Consumer advocacy organizations today welcomed the decision by the Food and Drug Administration (FDA) to reject a bid by the Corn Refiners Association (CRA) to change the name of High Fructose Corn Syrup (HFCS) to “corn sugar.”
“This is an important victory as it upholds the principle of ‘truth in labeling’ for consumers,” said Sally Greenberg, Executive Director of the National Consumers League (NCL). “We applaud the FDA for acting as the ‘cop on the beat’ to ensure consumers aren’t misled by changing the name of High Fructose Corn Syrup to something it is not.”
The groups—NCL, Consumers Union (CU), Consumer Federation of America (CFA), and Shape Up America! (SUA)—signed a letter to FDA Commissioner Margaret Hamburg in April of this year asking that the agency reject CRA’s proposed name change.

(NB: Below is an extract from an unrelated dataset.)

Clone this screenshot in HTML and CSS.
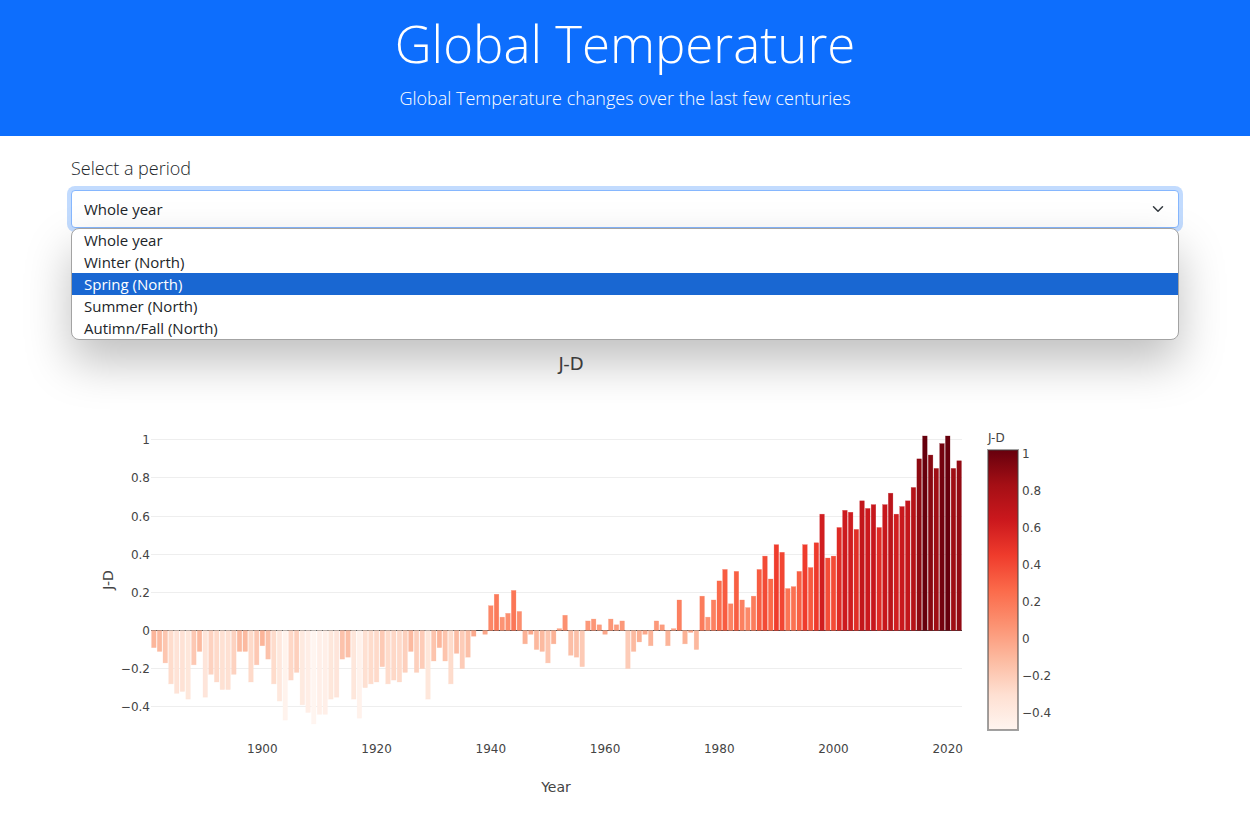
FILE: index.html
```html
<!DOCTYPE html>
<html lang="en">
<head>
  <meta charset="UTF-8" />
  <meta name="viewport" content="width=device-width, initial-scale=1.0" />
  <title>Global Temperature</title>
  <link rel="stylesheet" href="styles.css">
</head>
<body>
  <header class="hero">
    <h1>Global Temperature</h1>
    <p>Global Temperature changes over the last few centuries</p>
  </header>

  <main class="container">
    <label class="period-label" for="period">Select a period</label>
    <div class="period">
      <select id="period" name="period" class="period-select">
        <option selected>Whole year</option>
        <option>Winter (North)</option>
        <option>Spring (North)</option>
        <option>Summer (North)</option>
        <option>Autimn/Fall (North)</option>
      </select>
      <svg class="chevron" viewBox="0 0 16 16" aria-hidden="true"><path d="m2 5 6 6 6-6"/></svg>
      <ul class="options" role="listbox" aria-label="Select a period">
        <li role="option">Whole year</li>
        <li role="option">Winter (North)</li>
        <li role="option" class="active" aria-selected="true">Spring (North)</li>
        <li role="option">Summer (North)</li>
        <li role="option">Autimn/Fall (North)</li>
      </ul>
    </div>

    <svg id="chart" class="chart" viewBox="0 0 1000 500" role="img" aria-label="J-D by year">
      <defs>
        <linearGradient id="reds" x1="0" y1="1" x2="0" y2="0"></linearGradient>
      </defs>
      <text class="chart-title" x="500" y="50">J-D</text>
      <g id="grid"></g>
      <g id="bars"></g>
      <g id="ticks"></g>
      <text class="axis-title" x="485" y="472">Year</text>
      <text class="axis-title" transform="translate(42 260) rotate(-90)">J-D</text>
      <text class="tick" x="917" y="122">J-D</text>
      <rect class="colorbar" x="917" y="130" width="30" height="280" fill="url(#reds)"/>
    </svg>
  </main>

  <script src="chart.js"></script>
</body>
</html>
```
FILE: styles.css
```css
* { box-sizing: border-box; }
body {
  margin: 0;
  font-family: "Open Sans", sans-serif;
  font-size: 15px;
  line-height: 24px;
  color: #212529;
  background: #fff;
}
.hero {
  padding: 8px 16px 24px;
  text-align: center;
  color: #fff;
  background: #0d6efd;
}
.hero h1 {
  margin: 0 0 6px;
  font-size: 51px;
  font-weight: 300;
  line-height: 70px;
}
.hero p {
  margin: 0;
  font-size: 18px;
  font-weight: 300;
  line-height: 28px;
}
.container {
  max-width: 1140px;
  margin: 0 auto;
  padding: 16px 16px 8px;
}
.period-label {
  display: block;
  margin-bottom: 6px;
  font-size: 18px;
  font-weight: 300;
  line-height: 32px;
}
.period {
  position: relative;
  margin-bottom: 92px;
}
.period-select {
  display: block;
  width: 100%;
  height: 38px;
  padding: 0 36px 0 12px;
  font: inherit;
  color: inherit;
  background: #fff;
  border: 1px solid #86b7fe;
  border-radius: 4px;
  outline: 0;
  box-shadow: 0 0 0 4px rgba(13, 110, 253, 0.25);
  appearance: none;
}
.chevron {
  position: absolute;
  top: 13px;
  right: 13px;
  width: 16px;
  height: 12px;
  fill: none;
  stroke: #343a40;
  stroke-width: 2;
  stroke-linecap: round;
  stroke-linejoin: round;
  pointer-events: none;
}
.options {
  position: absolute;
  top: 100%;
  left: 0;
  right: 0;
  margin: 0;
  padding: 0;
  overflow: hidden;
  list-style: none;
  background: #fff;
  border: 1px solid #a3a3a3;
  border-radius: 8px;
  box-shadow: 0 22px 46px rgba(0, 0, 0, 0.25);
}
.options li {
  padding: 0 12px;
  line-height: 22px;
}
.options .active {
  color: #fff;
  background: #1967d2;
}

/* chart */
.chart {
  display: block;
  width: 100%;
  max-width: 1000px;
  font-family: Verdana, "DejaVu Sans", sans-serif;
}
.chart text { fill: #444; }
.chart-title { font-size: 18px; text-anchor: middle; }
.axis-title { font-size: 14px; text-anchor: middle; }
.tick { font-size: 12px; }
.tick-x { text-anchor: middle; }
.tick-y { text-anchor: end; }
.grid-line { stroke: #eee; }
.zero-line { stroke: #444; }
.bar { stroke-width: 0.5; stroke-opacity: 0.5; }
.colorbar { stroke: #444; stroke-opacity: 0.5; stroke-width: 2; }
```
FILE: chart.js
```js
// yearly means (J-D), 1881 - 2022, in 1/100 degree
const firstYear = 1881;
const values = [
  -9, -11, -17, -28, -33, -32, -36, -18, -11, -35,
  -23, -27, -31, -31, -23, -11, -11, -27, -18, -8,
  -15, -28, -37, -47, -26, -22, -39, -43, -49, -44,
  -44, -36, -35, -15, -14, -36, -46, -30, -28, -27,
  -19, -28, -26, -27, -22, -11, -22, -20, -36, -16,
  -9, -16, -28, -12, -20, -14, -3, 0, -2, 13,
  19, 7, 9, 21, 10, -7, -2, -10, -11, -17,
  -7, 1, 8, -13, -14, -19, 5, 6, 3, -2,
  6, 3, 5, -20, -11, -6, -2, -8, 5, 3,
  -8, 1, 16, -7, -1, -10, 18, 7, 16, 26,
  32, 14, 31, 16, 12, 18, 32, 39, 27, 45,
  41, 22, 23, 31, 45, 33, 46, 61, 38, 39,
  54, 63, 62, 53, 68, 64, 66, 54, 66, 72,
  61, 65, 68, 75, 90, 102, 92, 85, 98, 102,
  85, 89
].map(v => v / 100);

const reds = [
  [255, 245, 240], [254, 224, 210], [252, 187, 161], [252, 146, 114], [251, 106, 74],
  [239, 59, 44], [203, 24, 29], [165, 15, 21], [103, 0, 13]
];

const plot = { left: 80, right: 891, zero: 310.5, scale: 190.7 };
const min = Math.min(...values);
const max = Math.max(...values);
const step = (plot.right - plot.left) / values.length;

function add(parent, name, attrs, text) {
  const el = document.createElementNS("http://www.w3.org/2000/svg", name);
  for (const key in attrs) el.setAttribute(key, attrs[key]);
  if (text !== undefined) el.textContent = text;
  parent.appendChild(el);
}

function color(value) {
  const pos = (value - min) / (max - min) * (reds.length - 1);
  const i = Math.min(Math.floor(pos), reds.length - 2);
  const rgb = reds[i].map((c, k) => Math.round(c + (reds[i + 1][k] - c) * (pos - i)));
  return "rgb(" + rgb.join(",") + ")";
}

const grid = document.getElementById("grid");
const bars = document.getElementById("bars");
const ticks = document.getElementById("ticks");

reds.forEach((c, i) => {
  add(document.getElementById("reds"), "stop", {
    offset: i / (reds.length - 1),
    "stop-color": "rgb(" + c.join(",") + ")"
  });
});

for (let i = -2; i <= 5; i++) {
  const v = i / 5;
  const label = String(v).replace("-", "\u2212");
  const y = Math.floor(plot.zero - v * plot.scale) + 0.5;
  add(grid, "line", { class: i ? "grid-line" : "zero-line", x1: plot.left, x2: plot.right, y1: y, y2: y });
  add(ticks, "text", { class: "tick tick-y", x: 79, y: Math.round(y + 4) }, label);
  const barY = 410 - (v - min) / (max - min) * 280;
  add(ticks, "text", { class: "tick", x: 951, y: Math.round(barY + 4) }, label);
}

for (let year = 1900; year <= 2020; year += 20) {
  add(ticks, "text", { class: "tick tick-x", x: plot.left + (year - firstYear + 0.5) * step, y: 433 }, year);
}

values.forEach((v, i) => {
  if (!v) return;
  const h = Math.abs(v) * plot.scale;
  add(bars, "rect", {
    class: "bar",
    x: plot.left + (i + 0.1) * step,
    y: v > 0 ? plot.zero - h : plot.zero,
    width: step * 0.8,
    height: h,
    fill: color(v),
    stroke: color(v)
  });
});
```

The consumer letter called on the agency to “promptly deny” the CRA petition to change the name of HFCS and noted that the FDA had received nearly 5,000 comments submitted from the general public opposing the name change, at a ratio of 100:1 and urged the agency to act quickly because “FDA’s failure to promptly deny the CRA petition allows the trade association to continue to run deceptive marketing campaigns calling HFCS ‘corn sugar’ and confuses consumers who wish to avoid the ingredient.”
FDA rejected the CRA petition in a letter to the trade association made public yesterday stating that “we conclude that your petition does not provide sufficient grounds for the agency to authorize ‘corn sugar’ as an alternate common or usual name for HFCS.”

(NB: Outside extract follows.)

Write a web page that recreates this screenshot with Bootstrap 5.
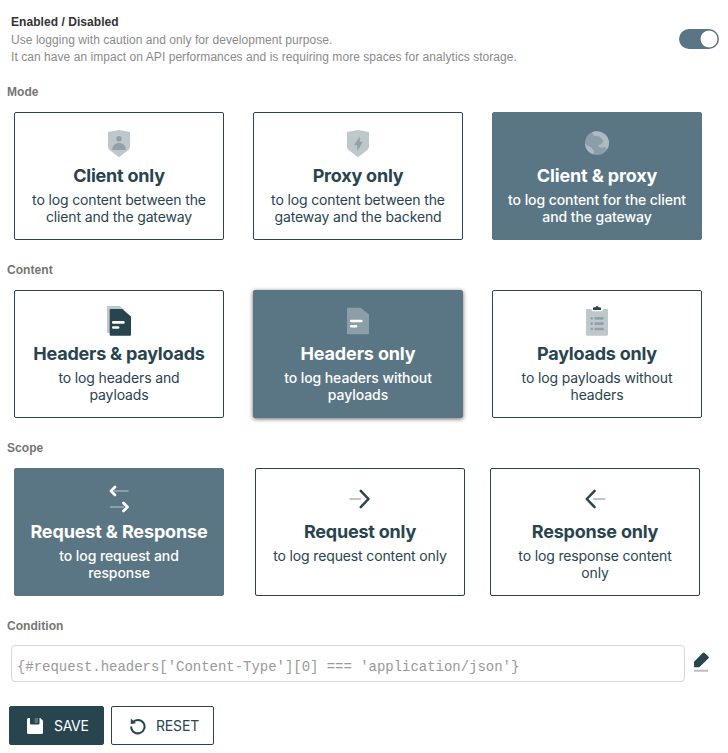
<!DOCTYPE html>
<html lang="en">
<head>
<meta charset="utf-8">
<meta name="viewport" content="width=device-width, initial-scale=1">
<title>Logging</title>
<link href="https://cdn.jsdelivr.net/npm/bootstrap@5.3.0/dist/css/bootstrap.min.css" rel="stylesheet">
<style>
  :root { --ink: #28444f; --slate: #5a7684; }
  body { font-family: "Liberation Sans", Arial, sans-serif; font-size: 12px; line-height: 17px; letter-spacing: .054px; color: #8a8a8a; height: 753px; overflow: hidden; }
  .intro { padding: 13px 9px 0 11px; height: 84px; }
  .intro-title { color: #333; line-height: 18px; margin-bottom: 1px; }
  .group-label { color: #757575; line-height: 17px; padding-left: 7px; margin-bottom: 11px; font-size: 12px; }
  .cond-label { margin-bottom: 10px; }
  .group-block { height: 178px; }
  .choices { padding-left: 14px; gap: 29px; }
  .choices-scope { gap: 31px; }
  .choices-scope .choice:last-child { margin-left: -6px; }
  .choice { width: 210px; height: 128px; flex: none; border: 1px solid var(--ink); border-radius: 2px; background: #fff; color: var(--ink); padding: 14px 13px 0; font-family: Inter, sans-serif; }
  .choice.picked { background: var(--slate); border-color: var(--slate); color: #fff; }
  .choice.raised { box-shadow: 0 1px 4px rgba(0,0,0,.6); }
  .choice svg { display: block; width: 32px; height: 32px; margin: 0 auto; }
  .choice-title { font-size: 18px; line-height: 22px; font-weight: 700; letter-spacing: -.22px; margin: 6px -8px 4px; white-space: nowrap; }
  .choice-text { font-size: 14px; line-height: 17px; letter-spacing: -.14px; }
  .picked .choice-title { letter-spacing: -.14px; }
  .picked .choice-text { font-weight: 500; letter-spacing: -.08px; }
  .toggle.form-check-input { width: 40px; height: 20px; margin: 16px 0 0; border: 0; box-shadow: none; border-radius: 10px; }
  .toggle.form-check-input:checked { background-color: var(--slate); background-image: radial-gradient(circle at 30px 10px, #fff 8px, transparent 8.8px); background-size: 40px 20px; background-position: 0 0; }
  .cond-row { padding-left: 11px; gap: 8px; }
  .cond-field.form-control { width: 674px; height: 37px; border: 1px solid #d6d6d6; border-radius: 4px; padding: 6px 5px 0; font: 14px/20px "Liberation Mono", "Courier New", monospace; letter-spacing: -.03px; }
  .cond-field::placeholder { color: #999; opacity: 1; }
  .cond-row svg { margin-top: -4px; }
  .actions { padding: 24px 0 0 9px; gap: 7px; }
  .act.btn { height: 39px; border: 1px solid var(--ink); border-radius: 2px; font: 14px/20px Inter, sans-serif; letter-spacing: -.3px; color: var(--ink); padding: 0 0 0 16px; gap: 10px; background: #fff; }
  .act.act-save { background: var(--ink); color: #fff; width: 95px; }
  .act.act-reset { width: 103px; padding-left: 17px; gap: 9px; letter-spacing: -.15px; }
</style>
</head>
<body class="bg-white">
<header class="intro d-flex justify-content-between">
  <div>
    <div class="intro-title fw-bold">Enabled / Disabled</div>
    <div>Use logging with caution and only for development purpose.</div>
    <div>It can have an impact on API performances and is requiring more spaces for analytics storage.</div>
  </div>
  <input class="form-check-input toggle" type="checkbox" role="switch" aria-label="Enable logging" checked>
</header>

<section class="group-block">
  <div class="group-label fw-bold">Mode</div>
  <div class="choices d-flex">
    <div class="choice text-center">
      <svg viewBox="0 0 32 32"><path fill="#bec8cb" d="M16 3 27 5v14.500q0 2-1.600 3.400L16 30.300l-9.400-7.400Q5 21.500 5 19.500V5z"/><circle cx="16" cy="11.800" r="2.800" fill="#92a1a7"/><path fill="#92a1a7" d="M9.300 23v-1.200c0-3.500 3.300-5.800 6.700-5.800s6.700 2.300 6.700 5.800V23z"/></svg>
      <div class="choice-title">Client only</div>
      <div class="choice-text">to log content between the client and the gateway</div>
    </div>
    <div class="choice text-center">
      <svg viewBox="0 0 32 32"><path fill="#bec8cb" d="M16 3 27 5v14.500q0 2-1.600 3.400L16 30.300l-9.400-7.400Q5 21.500 5 19.500V5z"/><path fill="#92a1a7" d="M17.800 9.600v5.200H21l-5.800 9.300v-5.900H12z"/></svg>
      <div class="choice-title">Proxy only</div>
      <div class="choice-text">to log content between the gateway and the backend</div>
    </div>
    <div class="choice picked text-center">
      <svg viewBox="0 0 32 32"><circle cx="16" cy="16" r="12" fill="#8c9ea8"/><path fill="#adbac1" d="M11 5.200C18 2.500 28 7 28 16c0 2.500-.8 4.500-2 6.300-1-.8-1.300-1.700-2.300-2.300-1.800.6-4.700 1-6-.5-.8-1.500.8-2.300 2.300-2 1.300-.4.500-1.700 1.500-2.300l1.300-1.200-2.400-2.300c-.5-1.700-2.200-2.500-4-2.600-2.600.2-4.600-1-5.400-3.900zM4 16.500c1 .2 1.500 1.200 2 2.200 2 .2 3.500.8 4.500 2.300 1 1.500 2.600 1.800 2.600 3.600 0 1.200-.8 1.800-1 2.600C7.500 25.500 4 21.500 4 16.500z"/></svg>
      <div class="choice-title">Client &amp; proxy</div>
      <div class="choice-text">to log content for the client and the gateway</div>
    </div>
  </div>
</section>

<section class="group-block">
  <div class="group-label fw-bold">Content</div>
  <div class="choices d-flex">
    <div class="choice text-center">
      <svg viewBox="0 0 32 32"><path fill="#bec8cb" d="M5 1h11.500l5 4L8 28H5q-1 0-1-1V2q0-1 1-1z"/><path fill="#28444f" d="M7.700 4h11.600L28 11.500v18.200q0 1-1 1H7.700q-1 0-1-1V5q0-1 1-1z"/><path stroke="#fff" stroke-width="2.700" stroke-linecap="round" d="M10.300 17.400h10.100M10.300 22.500h4.800"/></svg>
      <div class="choice-title">Headers &amp; payloads</div>
      <div class="choice-text">to log headers and payloads</div>
    </div>
    <div class="choice picked raised text-center">
      <svg viewBox="0 0 32 32"><path fill="#8c9ea8" d="M6 2.700h12.500L27 9.500v18.800q0 1-1 1H6q-1 0-1-1V3.700q0-1 1-1z"/><path stroke="#fff" stroke-width="2.600" stroke-linecap="round" d="M9.300 16h10M9.300 21.300h4.800"/></svg>
      <div class="choice-title">Headers only</div>
      <div class="choice-text">to log headers without payloads</div>
    </div>
    <div class="choice text-center">
      <svg viewBox="0 0 32 32"><path fill="#bec8cb" d="M6.300 4h4.200v1q0 1.300 1.300 1.300h8.700q1.300 0 1.300-1.300V4h3.900Q27 4 27 5.300v24q0 1.400-1.300 1.400H6.300Q5 30.700 5 29.300v-24Q5 4 6.300 4z"/><path fill="#28444f" d="M13 2.300h1.700q.2-1.300 1.300-1.300t1.300 1.300H19q1 0 1 1V5h-8V3.300q0-1 1-1z"/><g stroke="#92a1a7" stroke-width="2.700" stroke-linecap="round"><path d="M14.800 13.300h6.800M14.800 18.700h6.800M14.800 24h6.800M10.700 13.300h0M10.700 18.700h0M10.700 24h0"/></g></svg>
      <div class="choice-title">Payloads only</div>
      <div class="choice-text">to log payloads without headers</div>
    </div>
  </div>
</section>

<section class="group-block">
  <div class="group-label fw-bold">Scope</div>
  <div class="choices choices-scope d-flex">
    <div class="choice picked text-center">
      <svg viewBox="0 0 32 32" fill="none" stroke-width="2.700"><path stroke="#8c9ea8" stroke-width="2" d="M11 8h14.500M7 24h14"/><path stroke="#fff" stroke-linecap="round" stroke-linejoin="round" d="m12 4-4 4 4 4M20.500 20l4 4-4 4"/></svg>
      <div class="choice-title">Request &amp; Response</div>
      <div class="choice-text px-2">to log request and response</div>
    </div>
    <div class="choice text-center">
      <svg viewBox="0 0 32 32" fill="none" stroke-width="2.500" stroke-linecap="round" stroke-linejoin="round"><path stroke="#bec8cb" stroke-width="2" d="M6.300 16h10"/><path stroke="#28444f" d="m16.700 7.800 7.800 8.200-7.800 8.200"/></svg>
      <div class="choice-title">Request only</div>
      <div class="choice-text">to log request content only</div>
    </div>
    <div class="choice text-center">
      <svg viewBox="0 0 32 32" fill="none" stroke-width="2.500" stroke-linecap="round" stroke-linejoin="round"><path stroke="#bec8cb" stroke-width="2" d="M15 16h10.700"/><path stroke="#28444f" d="M15.600 7.800 7.800 16l7.800 8.200"/></svg>
      <div class="choice-title">Response only</div>
      <div class="choice-text">to log response content only</div>
    </div>
  </div>
</section>

<section>
  <div class="group-label cond-label fw-bold">Condition</div>
  <div class="cond-row d-flex align-items-center">
    <input class="form-control cond-field" type="text" placeholder="{#request.headers['Content-Type'][0] === 'application/json'}">
    <svg width="18" height="22" viewBox="0 0 18 22"><path fill="#28444f" d="M1 10.800 9.700 2q1-1 2 0L15.500 5.700q.8.800 0 1.600L6.300 16.300H1z"/><path fill="#bbb" d="M1 18.700h14v2H1z"/></svg>
  </div>
</section>

<div class="actions d-flex">
  <button class="btn act act-save d-flex align-items-center" type="button">
    <svg width="18" height="18" viewBox="0 0 18 18"><path fill="#fff" d="M2.500 1H4v5.500q0 1 1 1h7.500q1 0 1-1V1h.8L17 3.700v11.800q0 1.500-1.500 1.500h-13Q1 17 1 15.500v-13Q1 1 2.500 1z"/><path fill="#5d717a" d="M8.700 1H12v5H8.700z"/></svg>SAVE
  </button>
  <button class="btn act act-reset d-flex align-items-center" type="button">
    <svg width="18" height="18" viewBox="0 0 18 18"><path fill="none" stroke="#28444f" stroke-width="2" stroke-linecap="round" d="M3.600 5.500A6.700 6.700 0 1 1 2.200 10.300"/><path fill="#28444f" d="M1.800 1.500 7 6.300l-5.200.6z"/></svg>RESET
  </button>
</div>
<script src="https://cdn.jsdelivr.net/npm/bootstrap@5.3.0/dist/js/bootstrap.bundle.min.js"></script>
</body>
</html>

The FDA letter further stated, “The use of the term ‘sugar’ to describe HFCS, a product that is a syrup, would not accurately identify or describe the basic nature of the food or its characterizing properties. As such, using the term ’sugar’ would not be consistent with the general principles governing common or usual names.”
CRA’s petition, filed in 2010, asked the FDA to do several things, including amend the generally recognized as safe (GRAS) status of HFCS to designate “corn sugar” as an alternate name for the product.
“We agree with the agency’s assessment that changing the name of HFCS to ‘corn sugar’ would not accurately reflect the product’s composition and would mislead consumers,” said Urvashi Rangan, Director of Consumer Safety and Sustainability at Consumers Union. “Traditional sugar and HFCS are distinct and very different products.”
“Thousands of consumers wrote to the FDA urging the agency to deny the petition,” said Chris Waldrop, Director of the Food Policy Institute at Consumer Federation of America. “FDA’s decision preserves information on the ingredient label that consumers want to know.”
“Honest labeling is an essential part of reducing diet-related illnesses and diseases,” added Barbara J. Moore, President and CEO of Shape Up America! “We congratulate FDA for making a decision that serves to protect consumers.”